Behind every UK AI strategy paper sits an awkward truth: government’s understanding of, use of, and governance over its own data lags the commercial sector. That is the framing Snowflake field CTO Fawad Qureshi sets out in a wide-ranging commentary published this week, arguing that AI leadership ambitions cannot be met until that basic gap is closed. “There is a knowledge gap between the public and the commercial sector,” Qureshi said. “What we assume is common sense or straightforward is not always so common in government.”
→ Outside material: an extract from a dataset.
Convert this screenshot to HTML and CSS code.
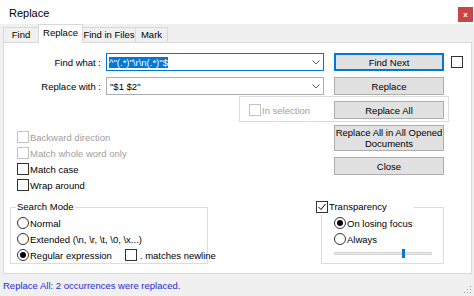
FILE: index.html
```html
<!DOCTYPE html>
<html lang="en">
<head>
    <meta charset="UTF-8">
    <title>Replace</title>
    <link rel="stylesheet" href="styles.css">
</head>
<body>
    <div class="dialog">
        <div class="titlebar">
            <span class="title">Replace</span>
            <span class="close">x</span>
        </div>

        <div class="tabs">
            <div class="tab t-find">Find</div>
            <div class="tab t-replace active">Replace</div>
            <div class="tab t-files">Find in Files</div>
            <div class="tab t-mark">Mark</div>
        </div>

        <div class="panel">
            <div class="field-row">
                <label class="field-label">Find what :</label>
                <div class="combo focused">
                    <span class="sel">^"(.*)"\r\n(.*)"$</span>
                    <svg class="chev" width="8" height="5" viewBox="0 0 8 5"><polyline points="0.5,0.5 4,4 7.5,0.5" fill="none" stroke="#606060" stroke-width="1"/></svg>
                </div>
                <button class="btn default">Find Next</button>
                <span class="check"></span>
            </div>
            <div class="field-row">
                <label class="field-label">Replace with :</label>
                <div class="combo">
                    <span class="val">"$1 $2"</span>
                    <svg class="chev" width="8" height="5" viewBox="0 0 8 5"><polyline points="0.5,0.5 4,4 7.5,0.5" fill="none" stroke="#606060" stroke-width="1"/></svg>
                </div>
                <button class="btn">Replace</button>
            </div>

            <div class="selection-box">
                <label class="opt disabled"><span class="check"></span>In selection</label>
                <button class="btn">Replace All</button>
            </div>

            <div class="middle">
                <div class="options">
                    <label class="opt disabled"><span class="check"></span>Backward direction</label>
                    <label class="opt disabled"><span class="check"></span>Match whole word only</label>
                    <label class="opt"><span class="check"></span>Match case</label>
                    <label class="opt"><span class="check"></span>Wrap around</label>
                </div>
                <div class="actions">
                    <button class="btn tall">Replace All in All Opened<br>Documents</button>
                    <button class="btn">Close</button>
                </div>
            </div>

            <div class="bottom">
                <div class="group search-mode">
                    <span class="legend">Search Mode</span>
                    <label class="opt"><span class="radio"></span>Normal</label>
                    <label class="opt"><span class="radio"></span>Extended (\n, \r, \t, \0, \x...)</label>
                    <label class="opt"><span class="radio on"></span>Regular expression<span class="check newline"></span>. matches newline</label>
                </div>
                <div class="group transparency">
                    <span class="legend">
                        <span class="check checked"><svg width="10" height="10" viewBox="0 0 10 10"><polyline points="1.5,5 4,7.5 8.5,2" fill="none" stroke="#000" stroke-width="1"/></svg></span>Transparency
                    </span>
                    <label class="opt"><span class="radio on"></span>On losing focus</label>
                    <label class="opt"><span class="radio"></span>Always</label>
                    <div class="slider"><span class="track"></span><span class="thumb"></span></div>
                </div>
            </div>
        </div>

        <div class="status">
            Replace All: 2 occurrences were replaced.
            <svg class="grip" width="8" height="8" viewBox="0 0 8 8" fill="#a0a0a0">
                <rect x="6" y="0" width="1" height="1"/>
                <rect x="3" y="3" width="1" height="1"/><rect x="6" y="3" width="1" height="1"/>
                <rect x="0" y="6" width="1" height="1"/><rect x="3" y="6" width="1" height="1"/><rect x="6" y="6" width="1" height="1"/>
            </svg>
        </div>
    </div>
</body>
</html>
```
FILE: styles.css
```css
body {
    margin: 0;
    background: #f0f0f0;
    font-family: 'Liberation Sans', Arial, sans-serif;
    font-size: 9.5px;
    color: #000;
}

.dialog {
    width: 474px;
    height: 296px;
    display: flex;
    flex-direction: column;
    overflow: hidden;
}

.titlebar {
    height: 24px;
    flex: none;
    background: #fff;
    display: flex;
    justify-content: space-between;
    align-items: flex-start;
}

.title {
    font-size: 11px;
    line-height: 14px;
    padding: 6px 0 0 9px;
}

.close {
    margin: 7px 1px 0 0;
    width: 15px;
    height: 15px;
    background: #c94444;
    color: #fff;
    font-size: 8px;
    font-weight: bold;
    display: flex;
    align-items: center;
    justify-content: center;
}

.tabs {
    height: 18px;
    flex: none;
    display: flex;
    align-items: flex-end;
    padding-left: 3px;
    position: relative;
    z-index: 1;
}

.tab {
    height: 15px;
    box-sizing: border-box;
    border: 1px solid #d9d9d9;
    border-bottom: none;
    margin-right: -1px;
    line-height: 14px;
    text-align: center;
    white-space: nowrap;
    background: #f0f0f0;
}

.t-find { width: 36px; }
.t-replace { width: 45px; }
.t-files { width: 54px; }
.t-mark { width: 33px; }

.tab.active {
    height: 19px;
    margin-bottom: -1px;
    background: #fff;
    line-height: 15px;
    position: relative;
    z-index: 1;
}

.panel {
    height: 232px;
    flex: none;
    box-sizing: border-box;
    margin: 0 2px 0 3px;
    border: 1px solid #d9d9d9;
    background: #fff;
    padding-top: 10px;
}

.field-row {
    display: flex;
    align-items: center;
    height: 18px;
}

.field-row + .field-row {
    margin-top: 6px;
}

.field-label {
    width: 97px;
    text-align: right;
}

.combo {
    margin-left: 5px;
    width: 218px;
    height: 18px;
    box-sizing: border-box;
    border: 1px solid #abadb3;
    display: flex;
    align-items: center;
    justify-content: space-between;
    padding: 0 3px 0 2px;
}

.combo.focused {
    border-color: #0078d7;
}

.sel {
    background: #0078d7;
    color: #fff;
    line-height: 11px;
}

.val {
    padding-left: 1px;
}

.btn {
    width: 110px;
    height: 18px;
    box-sizing: border-box;
    border: 1px solid #adadad;
    background: #e1e1e1;
    font: inherit;
    color: #000;
    padding: 0;
    flex: none;
    white-space: nowrap;
}

.field-row .btn {
    margin-left: 10px;
}

.btn.default {
    border-color: #0078d7;
    box-shadow: inset 0 0 0 1px #0078d7;
}

.btn.tall {
    height: 26px;
    line-height: 11px;
}

.check {
    width: 12px;
    height: 12px;
    box-sizing: border-box;
    border: 1px solid #333;
    background: #fff;
    display: inline-flex;
    align-items: center;
    justify-content: center;
    flex: none;
}

.field-row .check {
    margin-left: 7px;
}

.selection-box {
    margin: 1px 0 0 235px;
    width: 210px;
    height: 26px;
    box-sizing: border-box;
    border: 1px solid #dcdcdc;
    display: flex;
    align-items: flex-start;
    justify-content: space-between;
    padding: 4px 4px 0 9px;
}

.selection-box .opt {
    height: 18px;
}

.opt {
    display: flex;
    align-items: center;
    height: 16px;
    gap: 1px;
    white-space: nowrap;
}

.opt.disabled {
    color: #a0a0a0;
}

.opt.disabled .check {
    border-color: #c4c4c4;
}

.middle {
    display: grid;
    grid-template-columns: 330px 110px;
    align-items: start;
}

.options {
    padding: 7px 0 0 13px;
}

.actions {
    padding-top: 3px;
    display: flex;
    flex-direction: column;
    gap: 6px;
}

.bottom {
    display: flex;
    align-items: flex-start;
    margin-top: 14px;
}

.group {
    position: relative;
    border: 1px solid #dcdcdc;
    box-sizing: border-box;
    height: 57px;
    padding-top: 7px;
}

.search-mode {
    margin-left: 6px;
    width: 198px;
    padding-left: 6px;
}

.transparency {
    margin-left: 113px;
    width: 123px;
    padding-left: 12px;
}

.legend {
    position: absolute;
    top: -9px;
    left: 5px;
    background: #fff;
    padding: 0 1px;
    line-height: 16px;
    display: flex;
    align-items: center;
    gap: 1px;
}

.transparency .legend {
    left: -6px;
    padding: 0;
    width: 98px;
}

.radio {
    width: 12px;
    height: 12px;
    box-sizing: border-box;
    border-radius: 50%;
    border: 1px solid #333;
    background: #fff;
    display: flex;
    align-items: center;
    justify-content: center;
    flex: none;
}

.radio.on::after {
    content: "";
    width: 6px;
    height: 6px;
    border-radius: 50%;
    background: #000;
}

.check.newline {
    margin: 0 2px 0 12px;
}

.slider {
    position: relative;
    width: 98px;
    height: 12px;
}

.track {
    position: absolute;
    left: 0;
    right: 0;
    top: 5px;
    height: 3px;
    box-sizing: border-box;
    background: #e7eaea;
    border: 1px solid #d6d6d6;
}

.thumb {
    position: absolute;
    left: 68px;
    top: 2px;
    width: 3px;
    height: 9px;
    background: #0078d7;
}

.status {
    flex: 1;
    display: flex;
    align-items: center;
    padding-left: 3px;
    color: #2a2ad0;
    background: #f0f0f0;
    position: relative;
}

.grip {
    position: absolute;
    right: 2px;
    bottom: 2px;
}
```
Bias starts upstream — and trust is fragile
Qureshi’s core technical argument is that data is never neutral. “We are all humans. We all have our own biases. Data is capturing those behaviours — it’s not neutral. The risk is that we amplify those biases and put people at systematic disadvantage.” The implication for UK departments is that AI investment must shift upstream: provenance, diversity, context and collection environment matter more than the model layer. His refugee-data example is sharp: “Why should someone fleeing across borders trust you enough to be honest in a survey? For them, you are an adversary.”
The trust dimension is reinforced by the government’s own evidence base. The Public Attitudes to Data and AI Tracker Survey has consistently shown NHS England as one of the UK’s most trusted data-handling institutions — but trust drops sharply where oversight is weaker or commercial involvement is visible. Recent DSIT research into the proposed National Data Library found that citizens default to concerns about “undisclosed intentions” unless governance, transparency and explanation are clear and concrete. “When you collect data for one purpose, use it for that purpose,” Qureshi said. “Don’t quietly use it for something else. You will break trust — and once it’s gone, it’s gone.”
The capability question Westminster keeps deferring
The harder argument is about talent. The current government model — constrained pay scales, heavy contractor reliance, structural inefficiencies — makes it difficult to attract the people who can hold the AI policy conversation at the technical level it requires. “When the best people are not in government, you end up outsourcing policy work you cannot fully understand,” Qureshi said. The point lands with particular force in a week when HMRC has signed a £175 million Quantexa partnership and the Bank of England, FCA and HM Treasury have issued a frontier-AI cyber statement that depends on regulated firms — and supervisors — being technically literate enough to act on it.
Looking forward
Qureshi’s prescription for UK government is to treat data as a strategic asset, protect public trust as a core capability, design for long-term societal impact, embed accountability into automated systems, build verification into the fabric of digital services, and create an environment where top talent wants to work in government. None of these are quick wins. But the implicit warning — that AI strategy without data and capability foundations becomes either performative or quietly damaging — is one this week’s UK AI investment headlines do not engage with directly. “Trust is earned in drops and lost in buckets,” Qureshi said. “One misuse of data, and people remember it for decades.”